Roopal Patel, senior fashion accessories editor for Neiman Marcus, hit the mark during a customer lunch with shoe designer Bruno Frisoni last month:
"God created a special emotion," she said, "for when women walk into a shoe store."
It's the same emotion that led Beverly Hills resident Renges Fabris to construct a special cabinet for her footwear collection, designed so that when the doors open, the song "If Loving You Is Wrong, I Don't Want to Be Right" starts to play.
Fabris knows exactly why, like so many other women, she adores shoes.
"I can wear the same outfit, the same Levis, as long as I have different shoes," she said at the recent opening party for the new Christian Louboutin store in West Hollywood. She had already taken home seven pairs of Louboutins from the fall collection but had her eye on a pair of hot pink, patent leather, peep-toe platform "Barbie shoes" from the holiday collection.
Such a passion may seem extreme. But with the economy limping toward recovery, shoe sales are beginning to rebound, thanks in no small part to exciting shoe design.
"Women are reaching back to footwear to step forward," said Marshal Cohen, chief industry analyst for market research firm NPD Group. "It's pent-up demand; it's frugal fatigue. And footwear is one of the areas women consider investment wardrobing." In the women's footwear market, sales for the three-month period ending in August were down almost 5% from the same period last year. But sales for the three-month period ending in September were down less than 1%, indicating that the numbers are almost back to where they were a year ago, according to NPD research.
While shoppers are embracing a back-to-basics attitude about most spending, what is generating excitement in the footwear category is extreme shoes. Kinky styles that might once have been the hallmark of a lady for hire are elevated on hockey-puck-like platforms and pin-thin heels, studded and buckled like bondage gear. And they come at various price points -- $1,400 over-the-knee boots at Nordstrom, $1,195 Balmain multi-buckle booties at Fred Segal Feet, $149.90 open-toed and studded Steve Madden booties at Zappos.com and $129 studded gladiator sandals at Zara.
"From a fashion standpoint, heels are getting higher and higher, and platforms are getting bigger and bigger," says Mark Goldstein, who operates six Madison boutiques in the Los Angeles area, selling shoes and clothes by such high-end designers as Yves Saint Laurent and Balmain.
Eileen Lewis, Zappos.com's director of fashion strategy, agrees. "Anything that's a statement that gives people a reason to buy is selling."
Footwear has outperformed almost every other category in fashion because designers have been able to constantly inject dramatic change, NPD's Cohen said. "To take a pair of shoes and change the heel height, that's not dramatic change.
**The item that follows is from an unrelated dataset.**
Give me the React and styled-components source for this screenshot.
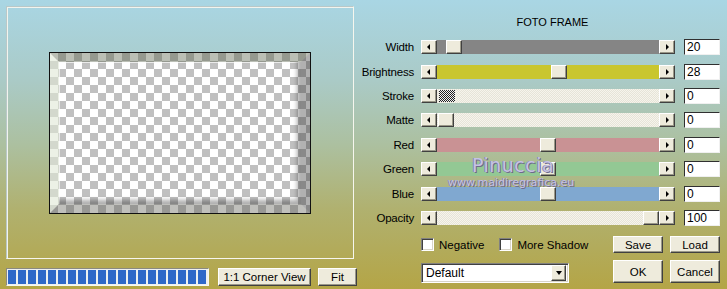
import React from "react";
import styled, { createGlobalStyle } from "styled-components";

const GlobalStyle = createGlobalStyle`
  html, body {
    margin: 0;
    padding: 0;
  }
  body {
    width: 727px;
    height: 289px;
    overflow: hidden;
    font-family: "Liberation Sans", Arial, sans-serif;
    font-size: 11px;
    color: #000;
  }
`;

const Dialog = styled.div`
  position: relative;
  display: flex;
  width: 727px;
  height: 289px;
  background: linear-gradient(
    180deg,
    #a9d6e4 0%,
    #aacac6 28%,
    #acc0a0 50%,
    #b0b170 72%,
    #b4a546 100%
  );
`;

const LeftPane = styled.div`
  width: 354px;
  padding: 6px 0 0 6px;
`;

const Preview = styled.div`
  box-sizing: border-box;
  width: 348px;
  height: 253px;
  display: flex;
  align-items: center;
  justify-content: center;
  border: 1px solid;
  border-color: #b9c8c8 #f6f6ee #f6f6ee #b9c8c8;
  box-shadow: inset 1px 1px 0 #f2f4ee;
`;

const Photo = styled.div`
  box-sizing: border-box;
  width: 262px;
  height: 162px;
  border: 1px solid #111;
  background-color: #fff;
  background-image: repeating-conic-gradient(#c0c0c0 0 25%, #fff 0 50%);
  background-size: 16px 16px;
`;

const FrameBand = styled.div`
  box-sizing: border-box;
  height: 100%;
  border: 9px solid;
  border-color: rgba(85, 95, 70, 0.4) rgba(50, 50, 50, 0.38)
    rgba(90, 90, 80, 0.38) rgba(225, 232, 215, 0.6);
`;

const FrameInner = styled.div`
  height: 100%;
  box-shadow: inset -4px -4px 4px rgba(0, 0, 0, 0.32),
    inset 1px 1px 0 rgba(255, 255, 255, 0.7);
`;

const BottomBar = styled.div`
  display: flex;
  align-items: center;
  margin-top: 9px;
  height: 18px;
`;

const Progress = styled.div`
  box-sizing: border-box;
  width: 203px;
  height: 18px;
  display: flex;
  gap: 2px;
  padding: 1px;
  border: 1px solid;
  border-color: #8a8a80 #f8f8f0 #f8f8f0 #8a8a80;
  background: #eef0f0;
`;

const Block = styled.div`
  flex: 0 0 8px;
  background: #2f68c8;
`;

const Button = styled.button`
  box-sizing: border-box;
  width: ${(p) => p.$w}px;
  height: ${(p) => p.$h || 18}px;
  margin-left: ${(p) => p.$ml || 0}px;
  padding: 0;
  font-family: "Liberation Sans", Arial, sans-serif;
  font-size: 11.5px;
  color: #000;
  background: #eeebdc;
  border: 1px solid;
  border-color: #fff #404040 #404040 #fff;
  box-shadow: inset -1px -1px 0 #9a9888;
`;

const RightPane = styled.div`
  flex: 1;
  display: flex;
  flex-direction: column;
`;

const Title = styled.div`
  margin: 16px 0 6px 61px;
  width: 263px;
  height: 13px;
  line-height: 13px;
  text-align: center;
`;

const Row = styled.div`
  display: flex;
  align-items: center;
  height: 24.4px;
`;

const Label = styled.div`
  width: 54px;
  margin-right: 7px;
  text-align: right;
  font-size: 11.5px;
  letter-spacing: -0.2px;
`;

const Scrollbar = styled.div`
  display: flex;
  width: 254px;
  height: 14px;
`;

const ArrowButton = styled.div`
  box-sizing: border-box;
  flex: 0 0 16px;
  height: 14px;
  display: flex;
  align-items: center;
  justify-content: center;
  background: #eeebdc;
  border: 1px solid;
  border-color: #fff #404040 #404040 #fff;
  box-shadow: inset -1px -1px 0 #9a9888;

  &::after {
    content: "";
    width: 0;
    height: 0;
    border-top: 3px solid transparent;
    border-bottom: 3px solid transparent;
    ${(p) =>
      p.$dir === "left"
        ? "border-right: 3px solid #000; margin-left: -1px;"
        : "border-left: 3px solid #000; margin-left: 1px;"}
  }
`;

const lightTrack = `
  background-color: #f4f2e8;
  background-image: repeating-conic-gradient(#e6e4d8 0 25%, #f6f4ec 0 50%);
  background-size: 2px 2px;
`;

const Track = styled.div`
  flex: 1;
  display: flex;
  ${(p) => (p.$color ? `background: ${p.$color};` : lightTrack)}
`;

const Thumb = styled.div`
  box-sizing: border-box;
  width: 16px;
  height: 14px;
  margin-left: ${(p) => p.$pos}px;
  background: #eeebdc;
  border: 1px solid;
  border-color: #fff #404040 #404040 #fff;
  box-shadow: inset -1px -1px 0 #9a9888;
`;

const DitherThumb = styled.div`
  width: 16px;
  height: 12px;
  margin: 1px 0 0 ${(p) => p.$pos}px;
  background-image: repeating-conic-gradient(#222 0 25%, #f0f0f0 0 50%);
  background-size: 2px 2px;
`;

const ValueBox = styled.div`
  box-sizing: border-box;
  width: 36px;
  height: 16px;
  margin-left: 9px;
  padding-left: 2px;
  line-height: 14px;
  font-size: 12px;
  background: #fff;
  border: 1px solid;
  border-color: #303030 #f0f0f0 #f0f0f0 #303030;
`;

const Footer = styled.div`
  display: flex;
  margin-top: 6px;
  padding-left: 61px;
`;

const FooterLeft = styled.div`
  width: 192px;
  display: flex;
  flex-direction: column;
`;

const CheckRow = styled.div`
  display: flex;
  align-items: center;
  height: 17px;
  font-size: 11.5px;
`;

const CheckBox = styled.span`
  box-sizing: border-box;
  width: 13px;
  height: 13px;
  margin-left: ${(p) => p.$ml || 0}px;
  background: #fff;
  border: 1px solid;
  border-color: #808080 #fff #fff #808080;
  box-shadow: inset 1px 1px 0 #404040, inset -1px -1px 0 #d8d4c8;
`;

const CheckText = styled.span`
  margin-left: 5px;
`;

const Select = styled.div`
  box-sizing: border-box;
  display: flex;
  align-items: center;
  justify-content: space-between;
  width: 148px;
  height: 20px;
  margin-top: 10px;
  padding: 2px;
  background: #fff;
  border: 1px solid;
  border-color: #808080 #fff #fff #808080;
  box-shadow: inset 1px 1px 0 #404040, inset -1px -1px 0 #d8d4c8;
  font-size: 12px;
`;

const SelectText = styled.span`
  padding-left: 2px;
`;

const SelectArrow = styled.span`
  box-sizing: border-box;
  width: 15px;
  height: 16px;
  display: flex;
  align-items: center;
  justify-content: center;
  background: #eeebdc;
  border: 1px solid;
  border-color: #fff #404040 #404040 #fff;
  box-shadow: inset -1px -1px 0 #9a9888;

  &::after {
    content: "";
    border-left: 3.5px solid transparent;
    border-right: 3.5px solid transparent;
    border-top: 4px solid #000;
  }
`;

const ButtonGrid = styled.div`
  display: grid;
  grid-template-columns: 50px 50px;
  grid-template-rows: 17px 23px;
  column-gap: 7px;
  row-gap: 7px;
`;

const Watermark = styled.div`
  position: absolute;
  left: 448px;
  top: 154px;
  width: 122px;
  text-align: center;
  color: #c6c3e4;
  text-shadow: 1px 1px 0 #6c6a8c, -1px 0 0 #8a88a8;
  pointer-events: none;
`;

const WatermarkName = styled.div`
  font-family: "DejaVu Sans", sans-serif;
  font-size: 19px;
  line-height: 22px;
  letter-spacing: 0.5px;
  padding-left: 8px;
`;

const WatermarkUrl = styled.div`
  font-family: "DejaVu Sans", sans-serif;
  font-size: 11px;
  line-height: 13px;
`;

const sliders = [
  { label: "Width", value: "20", color: "#858585", pos: 9 },
  { label: "Brightness", value: "28", color: "#c9c62e", pos: 114 },
  { label: "Stroke", value: "0", pos: 2, dither: true },
  { label: "Matte", value: "0", pos: 1 },
  { label: "Red", value: "0", color: "#c99294", pos: 103 },
  { label: "Green", value: "0", color: "#93c894", pos: 103 },
  { label: "Blue", value: "0", color: "#80a8d0", pos: 103 },
  { label: "Opacity", value: "100", pos: 206 },
];

export default function App() {
  return (
    <Dialog>
      <GlobalStyle />
      <LeftPane>
        <Preview>
          <Photo>
            <FrameBand>
              <FrameInner />
            </FrameBand>
          </Photo>
        </Preview>
        <BottomBar>
          <Progress>
            {Array.from({ length: 20 }).map((_, i) => (
              <Block key={i} />
            ))}
          </Progress>
          <Button $w={93} $ml={9}>
            1:1 Corner View
          </Button>
          <Button $w={39} $ml={7}>
            Fit
          </Button>
        </BottomBar>
      </LeftPane>

      <RightPane>
        <Title>FOTO FRAME</Title>
        {sliders.map((s) => (
          <Row key={s.label}>
            <Label>{s.label}</Label>
            <Scrollbar>
              <ArrowButton $dir="left" />
              <Track $color={s.color}>
                {s.dither ? <DitherThumb $pos={s.pos} /> : <Thumb $pos={s.pos} />}
              </Track>
              <ArrowButton $dir="right" />
            </Scrollbar>
            <ValueBox>{s.value}</ValueBox>
          </Row>
        ))}
        <Footer>
          <FooterLeft>
            <CheckRow>
              <CheckBox />
              <CheckText>Negative</CheckText>
              <CheckBox $ml={15} />
              <CheckText>More Shadow</CheckText>
            </CheckRow>
            <Select>
              <SelectText>Default</SelectText>
              <SelectArrow />
            </Select>
          </FooterLeft>
          <ButtonGrid>
            <Button $w={50} $h={17}>Save</Button>
            <Button $w={50} $h={17}>Load</Button>
            <Button $w={50} $h={23}>OK</Button>
            <Button $w={50} $h={23}>Cancel</Button>
          </ButtonGrid>
        </Footer>
      </RightPane>

      <Watermark>
        <WatermarkName>Pinuccia</WatermarkName>
        <WatermarkUrl>www.maidiregrafica.eu</WatermarkUrl>
      </Watermark>
    </Dialog>
  );
}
But add the element of studs and stones and embellishment, and the shoe becomes that much more of a showpiece."
The recent wave of shoe fetishism may have started in 1993, with the 10-inch lace-up platform fetish shoes that sent model Naomi Campbell tumbling on the Vivienne Westwood runway. Since then, subversive has become the standard on the runway, where in the last year designers have outdone themselves. Who can forget Christian Dior's fertility-statue-shaped heels, Miuccia Prada's chandelier-crystal-strung Lucite sandals or Alexander McQueen's armadillo-like, snakeskin boots? (Because of the huge interest in the McQueen runway shoes, the designer is considering auctioning the samples -- which took 30 people, three suppliers and three factories to create -- to benefit a charity.)
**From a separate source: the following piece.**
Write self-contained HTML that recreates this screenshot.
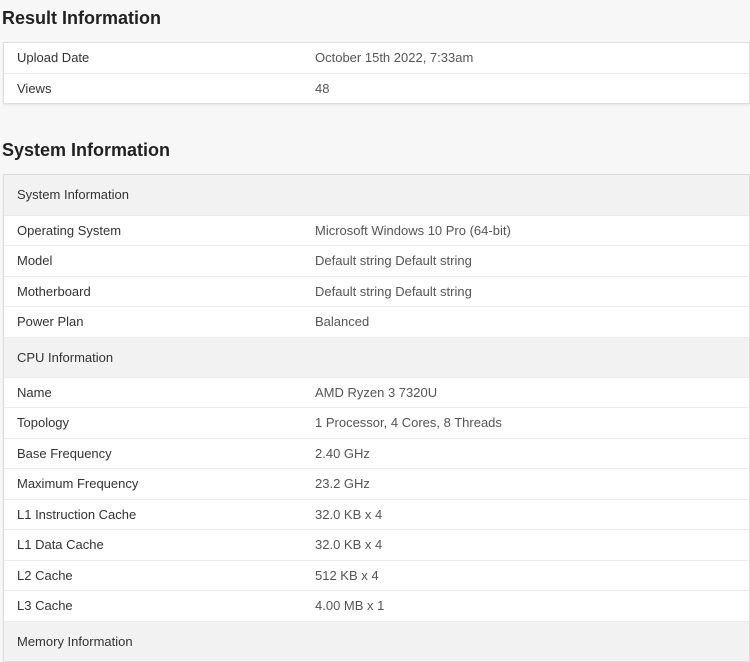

"Designers realize outrageous shoes get noticed," said Saks Fifth Avenue fashion market director Colleen Sherin. "Since fashion has become more accessible on the Internet, the general public has taken an interest in shoes."
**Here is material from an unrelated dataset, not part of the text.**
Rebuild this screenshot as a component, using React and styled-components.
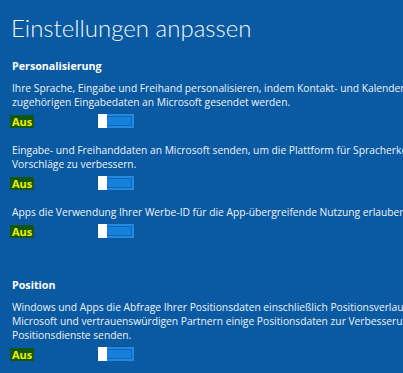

Popular fashion has also put the spotlight on shoes. Fall's top-heavy, shoulder-padded silhouette demands a powerful shoe, and the more ethereal and feminine looks coming for spring look best balanced with bold accessories.
"It's not about looking fragile," says Gregg Andrews, a fashion director at Nordstrom. "It's about looking strong and being able to deal with the world we're in today. Shoes are either extreme in their femininity or extreme in their aggressiveness."
But the rise of more casual everyday dressing and denim may have done the most to pave the way for shoe fever. "There are many women who keep what they are wearing simple, and flash out that crazy pair of over-the-top shoes," Sherin said.
While many women are cutting back on clothing purchases, shoes are easier to rationalize.